Hohner Pianet T 1979
This is easily the heaviest instrument I’ve ever owned, per cubic centimetre. With the lid shut, it’s about the size of a thin electric guitar case and it weighs nearly 50 lbs (23 kg) — or about five Les Pauls.
The Hohner Pianet T was produced between 1977-1982. It comes at the tail end of the production of real electro-acoustic keyboards. FM synthesis, and eventually sampling, would take over from the early 80s onwards.
The T is for Tolex, that wondrous black vinyl which has covered Fender amps, and then guitar cases, since the 1960s. The construction is utterly simple, with one 1/4″ instrument jack at the rear.

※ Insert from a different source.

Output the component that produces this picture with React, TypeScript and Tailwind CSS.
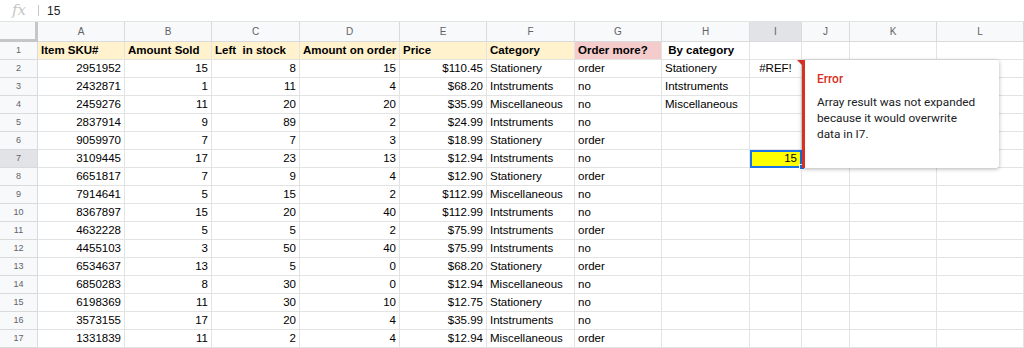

No sustain, no vibrato or tremolo, and no volume or tone controls.
Several other Pianet models existed prior to this, all hoping to compete with Wurlitzer and Rhodes for the professional electric piano market. It’s a cousin of the Clavinet, heard most distinctively on Stevie Wonder’s ‘Superstition’.
But while all the other models produced their sound by plucking metal reeds with a leather pad, the T (and its wood-grain sister M) were unique in that they ‘sucked’ the tines with silicone squares. It’s hard to describe how this works, sort of like a rubber plunger that attaches to the metal and releases it.
The silicone material has proved remarkably durable, in that it still adheres to and releases the tine every time the key is pressed — even after thirty-something years. The other Pianets haven’t fared so well, their urethane dampers disintegrating rapidly.
You can here the sounds of various Pianet models on ‘She’s Not There’ by The Zombies, ‘Joy to the World’ by Three Dog Night, and more recently, ‘Change’ by Bugge Wesseltoft.